| What to produce |
Copy each line of the data below with the word "this".

| Records supplied |
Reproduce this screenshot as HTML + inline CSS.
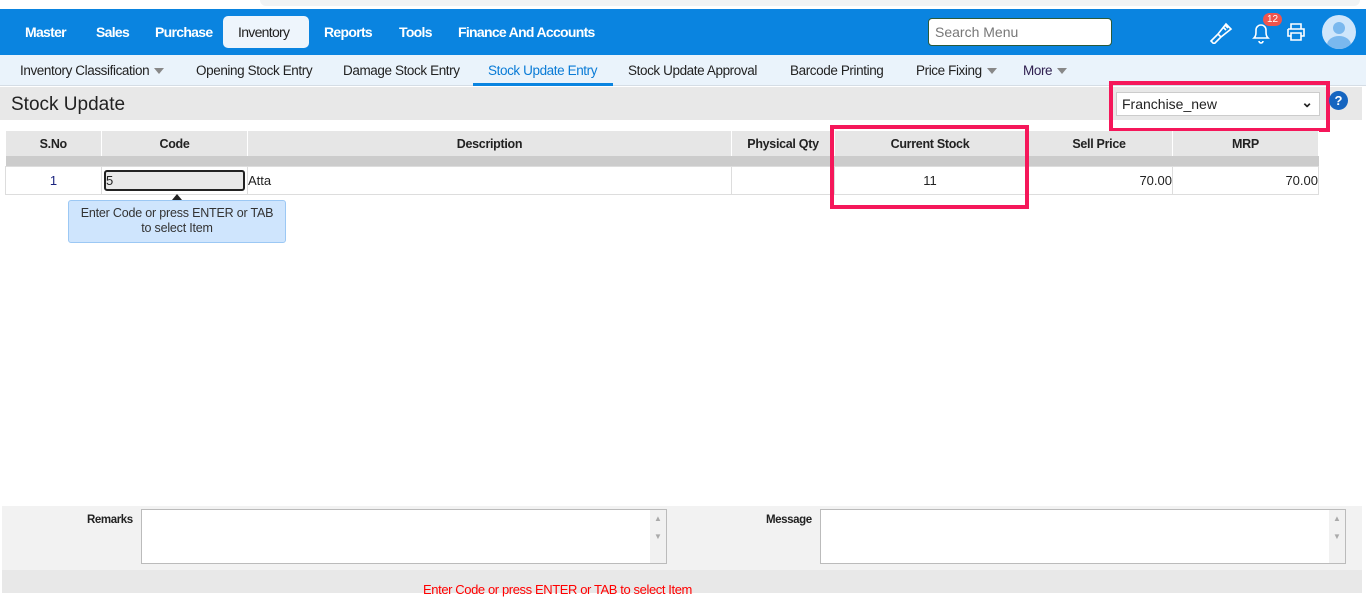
<!DOCTYPE html>
<html><head><style>
*{box-sizing:border-box;margin:0;padding:0}
body{width:1366px;height:593px;overflow:hidden;background:#fff;font-family:"Liberation Sans",sans-serif;font-size:13px;color:#222;position:relative}
.abs{position:absolute}
.nav{top:9px;left:0;width:1366px;height:46px;background:#0a84e0}
.nav span{position:absolute;top:15px;color:#fff;font-weight:bold;font-size:14px;letter-spacing:-0.7px}
.sub{top:55px;left:0;width:1366px;height:31px;background:#eaf3fb;border-bottom:1px solid #d5dde5}
.sub span{position:absolute;top:8px;font-size:13.5px;color:#222;letter-spacing:-0.4px}
.caret{display:inline-block;width:0;height:0;border-left:5px solid transparent;border-right:5px solid transparent;border-top:6px solid #888;margin-left:5px;vertical-align:middle}
table{position:absolute;left:5px;top:131px;border-collapse:collapse;width:1314px}
th{background:#e6e6e6;height:25px;font-size:12.5px;border-right:1px solid #fff;font-weight:bold;color:#222;letter-spacing:-0.3px}
td{height:28px;border:1px solid #ddd;font-size:13px}
</style></head><body>
<div class="abs" style="top:0;left:260px;width:1100px;height:6px;background:#f1f3f4;border-radius:0 0 6px 6px"></div>
<div class="abs nav">
<span style="left:25px">Master</span><span style="left:96px">Sales</span><span style="left:155px">Purchase</span>
<div class="abs" style="left:223px;top:7px;width:86px;height:32px;background:#eef5fc;border-radius:5px"></div>
<span style="left:238px;color:#222;font-weight:normal">Inventory</span>
<span style="left:324px">Reports</span><span style="left:399px">Tools</span><span style="left:458px">Finance And Accounts</span>
<div class="abs" style="left:928px;top:9px;width:184px;height:28px;background:#fff;border:1px solid #2a5a3a;border-radius:4px;color:#777;font-size:14px;padding:5px 6px">Search Menu</div>
<svg class="abs" style="left:1208px;top:11px" width="26" height="24" viewBox="0 0 26 24" fill="none" stroke="#fff" stroke-width="1.6"><path d="M3 21l7-7 3 3-7 7z M10 14l8-10 5 5-10 8 M15 7l3 3 M17 5l3 3"/></svg>
<svg class="abs" style="left:1250px;top:11px" width="22" height="26" viewBox="0 0 22 26" fill="none" stroke="#fff" stroke-width="1.6"><path d="M4 18c2-2 2-4 2-8a5 5 0 0110 0c0 4 0 6 2 8z M9 21a2 2 0 004 0"/></svg>
<div class="abs" style="left:1263px;top:4px;width:19px;height:13px;background:#f0544c;border-radius:7px;color:#fff;font-size:10px;text-align:center;line-height:13px">12</div>
<svg class="abs" style="left:1286px;top:13px" width="20" height="20" viewBox="0 0 20 20" fill="none" stroke="#fff" stroke-width="1.6"><path d="M5 7V2h10v5 M2 7h16v7h-3 M5 14H2V7 M5 11h10v7H5z"/></svg>
<div class="abs" style="left:1322px;top:6px;width:34px;height:34px;border-radius:50%;background:#cfe6fb;overflow:hidden"><div class="abs" style="left:11px;top:7px;width:12px;height:12px;border-radius:50%;background:#7ab8ee"></div><div class="abs" style="left:5px;top:21px;width:24px;height:18px;border-radius:50%;background:#7ab8ee"></div></div>
</div>
<div class="abs sub">
<span style="left:20px">Inventory Classification<i class="caret"></i></span>
<span style="left:196px">Opening Stock Entry</span>
<span style="left:343px">Damage Stock Entry</span>
<span style="left:488px;color:#0a7bd6">Stock Update Entry</span>
<div class="abs" style="left:473px;top:28px;width:140px;height:3px;background:#0a84e0"></div>
<span style="left:628px">Stock Update Approval</span>
<span style="left:790px">Barcode Printing</span>
<span style="left:916px">Price Fixing<i class="caret"></i></span>
<span style="left:1023px;color:#302050">More<i class="caret"></i></span>
</div>
<div class="abs" style="top:87px;left:0;width:1362px;height:33px;background:#e8e8e8"></div>
<div class="abs" style="top:94px;left:11px;font-size:19px;color:#222">Stock Update</div>
<div class="abs" style="left:1116px;top:92px;width:204px;height:24px;background:#fff;border:1px solid #ccc;font-size:14px;padding:3px 5px">Franchise_new<span style="position:absolute;right:6px;top:1px;font-weight:bold">&#8964;</span></div>
<div class="abs" style="left:1109px;top:81px;width:221px;height:51px;border:4px solid #f5175a"></div>
<div class="abs" style="left:1329px;top:91px;width:19px;height:19px;border-radius:50%;background:#1565c0;color:#fff;font-weight:bold;font-size:13px;text-align:center;line-height:19px">?</div>
<table>
<tr><th style="width:96px">S.No</th><th style="width:146px">Code</th><th style="width:484px">Description</th><th style="width:103px">Physical Qty</th><th style="width:191px">Current Stock</th><th style="width:147px">Sell Price</th><th>MRP</th></tr>
<tr><td colspan="7" style="height:10px;background:#ccc;border:none"></td></tr>
<tr><td style="text-align:center;color:#1a237e">1</td><td style="padding:2px"><div style="border:2px solid #222;border-radius:3px;background:#e8e8e8;height:21px;font-size:13px;line-height:17px">5</div></td><td>Atta</td><td></td><td style="text-align:center">11</td><td style="text-align:right">70.00</td><td style="text-align:right">70.00</td></tr>
</table>
<div class="abs" style="left:830px;top:125px;width:199px;height:84px;border:4px solid #f5175a"></div>
<div class="abs" style="left:172px;top:194px;width:0;height:0;border-left:5px solid transparent;border-right:5px solid transparent;border-bottom:6px solid #222"></div>
<div class="abs" style="left:68px;top:200px;width:218px;height:43px;background:#cfe5fd;border:1px solid #9cc8f4;border-radius:3px;text-align:center;font-size:12.5px;letter-spacing:-0.2px;line-height:15px;padding-top:5px;color:#333">Enter Code or press ENTER or TAB<br>to select Item</div>
<div class="abs" style="left:2px;top:506px;width:1360px;height:64px;background:#f2f2f2"></div>
<div class="abs" style="left:87px;top:514px;font-size:11.5px;font-weight:bold;color:#222;letter-spacing:-0.4px">Remarks</div>
<div class="abs" style="left:141px;top:509px;width:526px;height:55px;background:#fff;border:1px solid #bbb"><div class="abs" style="right:0;top:0;width:16px;height:53px;background:#f1f1f1;color:#aaa;font-size:8px;text-align:center;line-height:18px">▲<br>▼</div></div>
<div class="abs" style="left:766px;top:514px;font-size:11.5px;font-weight:bold;color:#222;letter-spacing:-0.4px">Message</div>
<div class="abs" style="left:820px;top:509px;width:526px;height:55px;background:#fff;border:1px solid #bbb"><div class="abs" style="right:0;top:0;width:16px;height:53px;background:#f1f1f1;color:#aaa;font-size:8px;text-align:center;line-height:18px">▲<br>▼</div></div>
<div class="abs" style="left:2px;top:570px;width:1360px;height:23px;background:#e8e8e8"></div>
<div class="abs" style="left:423px;top:582px;font-size:13px;color:#f00;letter-spacing:-0.4px">Enter Code or press ENTER or TAB to select Item</div>
</body></html>
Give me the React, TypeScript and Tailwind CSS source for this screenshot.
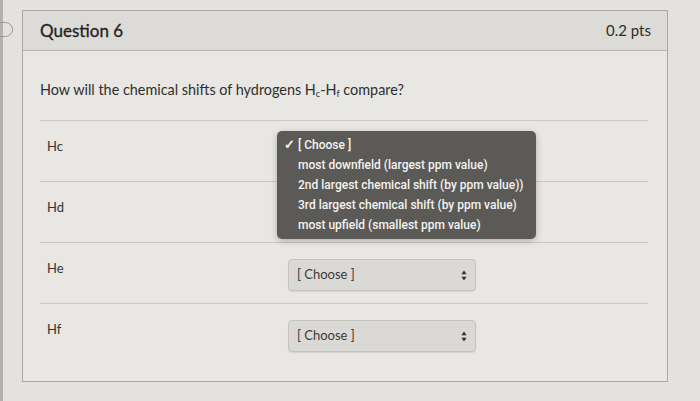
import React from "react";

const lato = { fontFamily: "Lato, 'Open Sans', sans-serif" } as const;

function Arrows() {
  return (
    <svg width="6" height="11" viewBox="0 0 6 11" className="text-[#333]">
      <path d="M3 0.5 L5.6 4.3 H0.4 Z" fill="currentColor" />
      <path d="M3 10.5 L5.6 6.7 H0.4 Z" fill="currentColor" />
    </svg>
  );
}

function Select() {
  return (
    <div className="flex h-[32px] w-[188px] items-center justify-between rounded-[4px] border border-[#c4c3bf] bg-[#dad9d5] pl-[8px] pr-[8px] shadow-[0_1px_1px_rgba(0,0,0,0.08)]">
      <span className="text-[13px] text-[#3a3a3a]">[ Choose ]</span>
      <Arrows />
    </div>
  );
}

function Row({ label, last, open }: { label: string; last?: boolean; open?: boolean }) {
  return (
    <div
      className={
        "flex items-start " +
        (last ? "h-[78px]" : "h-[61px] border-b border-[#c9c8c4]")
      }
    >
      <div className="w-[248px] pl-[7px] pt-[16px] text-[13px] text-[#333]">{label}</div>
      <div className="pt-[16px]">{open ? <div className="h-[32px] w-[188px]" /> : <Select />}</div>
    </div>
  );
}

export default function App() {
  const items = [
    "most downfield (largest ppm value)",
    "2nd largest chemical shift (by ppm value))",
    "3rd largest chemical shift (by ppm value)",
    "most upfield (smallest ppm value)",
  ];
  return (
    <div className="relative h-[401px] w-[700px] overflow-hidden bg-[#e3e2de]" style={lato}>
      <div className="absolute left-0 top-0 h-full w-[3px] bg-[#b3b2af]" />
      <div className="absolute left-[-6px] top-[22px] h-[15px] w-[19px] rounded-r-[8px] border border-[#9c9b98]" />
      <div className="ml-[22px] pt-[10px]">
        <div className="h-[372px] w-[646px] border border-[#a9a8a4] bg-[#e8e7e3]">
          <div className="flex h-[40px] items-center justify-between border-b border-[#b5b4b0] bg-[#dcdbd7] pl-[17px] pr-[16px]">
            <span className="text-[17px] font-normal text-[#222]" style={{ WebkitTextStroke: "0.3px #222" }}>
              Question 6
            </span>
            <span className="text-[15px] text-[#2d2d2d]">0.2 pts</span>
          </div>
          <div className="pl-[17px] pr-[19px]">
            <div className="h-[70px] border-b border-[#c9c8c4] pt-[28px] text-[14.4px] text-[#2f2f2f]">
              How will the chemical shifts of hydrogens H
              <sub className="text-[9px]">c</sub>-H<sub className="text-[9px]">f</sub> compare?
            </div>
            <Row label="Hc" open />
            <Row label="Hd" open />
            <Row label="He" />
            <Row label="Hf" last />
          </div>
        </div>
      </div>
      <div
        className="absolute left-[277px] top-[131px] w-[259px] rounded-[5px] bg-[#5b5a57] py-[4px] text-[12px] font-medium text-[#f3f3f1] shadow-[0_2px_6px_rgba(0,0,0,0.25)]"
        style={{ fontFamily: "Roboto, 'Liberation Sans', sans-serif" }}
      >
        <div className="relative flex h-[20px] items-center pl-[21px]">
          <span className="absolute left-[7px] text-[13px] font-bold">✓</span>
          [ Choose ]
        </div>
        {items.map((t) => (
          <div key={t} className="flex h-[20px] items-center pl-[21px]">
            {t}
          </div>
        ))}
      </div>
    </div>
  );
}
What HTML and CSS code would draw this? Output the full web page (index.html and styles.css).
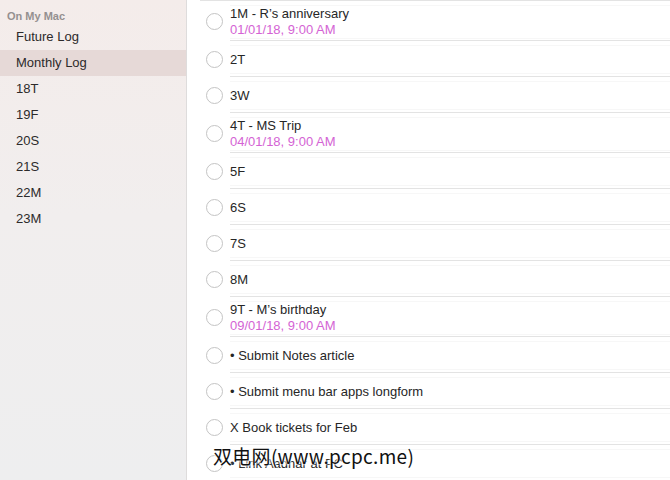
FILE: index.html
```html
<!DOCTYPE html>
<html>
<head>
<meta charset="utf-8">
<link rel="stylesheet" href="styles.css">
</head>
<body>
<div class="app">
  <aside class="sidebar">
    <div class="sb-head">On My Mac</div>
    <div class="sb-item">Future Log</div>
    <div class="sb-item selected">Monthly Log</div>
    <div class="sb-item">18T</div>
    <div class="sb-item">19F</div>
    <div class="sb-item">20S</div>
    <div class="sb-item">21S</div>
    <div class="sb-item">22M</div>
    <div class="sb-item">23M</div>
  </aside>
  <main class="list">
    <div class="topline"></div>
    <div class="row two"><span class="check"></span><div class="content"><div class="cell"><div class="title">1M - R’s anniversary</div><div class="date">01/01/18, 9:00 AM</div></div></div></div>
    <div class="row"><span class="check"></span><div class="content"><div class="cell"><div class="title">2T</div></div></div></div>
    <div class="row"><span class="check"></span><div class="content"><div class="cell"><div class="title">3W</div></div></div></div>
    <div class="row two"><span class="check"></span><div class="content"><div class="cell"><div class="title">4T - MS Trip</div><div class="date">04/01/18, 9:00 AM</div></div></div></div>
    <div class="row"><span class="check"></span><div class="content"><div class="cell"><div class="title">5F</div></div></div></div>
    <div class="row"><span class="check"></span><div class="content"><div class="cell"><div class="title">6S</div></div></div></div>
    <div class="row"><span class="check"></span><div class="content"><div class="cell"><div class="title">7S</div></div></div></div>
    <div class="row"><span class="check"></span><div class="content"><div class="cell"><div class="title">8M</div></div></div></div>
    <div class="row two"><span class="check"></span><div class="content"><div class="cell"><div class="title">9T - M’s birthday</div><div class="date">09/01/18, 9:00 AM</div></div></div></div>
    <div class="row"><span class="check"></span><div class="content"><div class="cell"><div class="title">• Submit Notes article</div></div></div></div>
    <div class="row"><span class="check"></span><div class="content"><div class="cell"><div class="title">• Submit menu bar apps longform</div></div></div></div>
    <div class="row"><span class="check"></span><div class="content"><div class="cell"><div class="title">X Book tickets for Feb</div></div></div></div>
    <div class="row"><span class="check"></span><div class="content"><div class="cell"><div class="title">• Link Aadhar at PC</div></div></div></div>
    <div class="watermark">双电网(www.pcpc.me)</div>
  </main>
</div>
</body>
</html>
```
FILE: styles.css
```css
html, body {
  margin: 0;
  padding: 0;
  height: 100%;
  overflow: hidden;
  background: #fff;
}
body {
  font-family: "Liberation Sans", Arial, sans-serif;
  font-size: 13px;
  color: #262626;
}
.app {
  display: flex;
  height: 480px;
}
.sidebar {
  width: 186px;
  flex: none;
  border-right: 1px solid #dedcdc;
  background: linear-gradient(180deg, #f4ecea 0%, #f1eeee 45%, #eeeeef 100%);
}
.sb-head {
  padding: 8px 0 0 7px;
  height: 16px;
  line-height: 16px;
  font-size: 11px;
  font-weight: bold;
  color: #949090;
}
.sb-item {
  height: 26px;
  line-height: 26px;
  padding-left: 16px;
  color: #2c2a2a;
}
.sb-item.selected {
  background: #e6d9d7;
}
.list {
  flex: 1;
  position: relative;
  overflow: hidden;
}
.topline {
  height: 0;
  border-top: 1px solid #e3e3e3;
  margin-left: 13px;
}
.row {
  display: flex;
  align-items: center;
  height: 36px;
}
.row.two {
  height: 40px;
}
.check {
  flex: none;
  width: 15px;
  height: 15px;
  border: 1px solid #c4c4c4;
  border-radius: 50%;
  margin-left: 19px;
  margin-right: 7px;
  background: #fff;
}
.content {
  flex: 1;
  align-self: stretch;
  display: flex;
  flex-direction: column;
  border-bottom: 1px solid #e3e3e3;
}
.cell {
  flex: 1;
  margin: 4px 0 2px;
  border-top: 1px solid #f7f7f7;
  border-bottom: 1px solid #f7f7f7;
  display: flex;
  flex-direction: column;
  justify-content: center;
}
.title {
  line-height: 16px;
}
.date {
  line-height: 16px;
  color: #d463d4;
}
.watermark {
  position: absolute;
  left: 26px;
  top: 444px;
  font-family: "Noto Sans CJK SC", sans-serif;
  font-size: 19px;
  line-height: 24px;
  letter-spacing: 0.3px;
  color: #111;
  text-shadow: 0 0 2px #fff, 0 0 2px #fff, 0 0 3px #fff;
  white-space: nowrap;
}
```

| Exercise response |
Reproduce this screenshot as HTML + inline CSS.
Give me the React, TypeScript and Tailwind CSS source for this screenshot.
What HTML and CSS code would draw this? Output the full web page (index.html and styles.css).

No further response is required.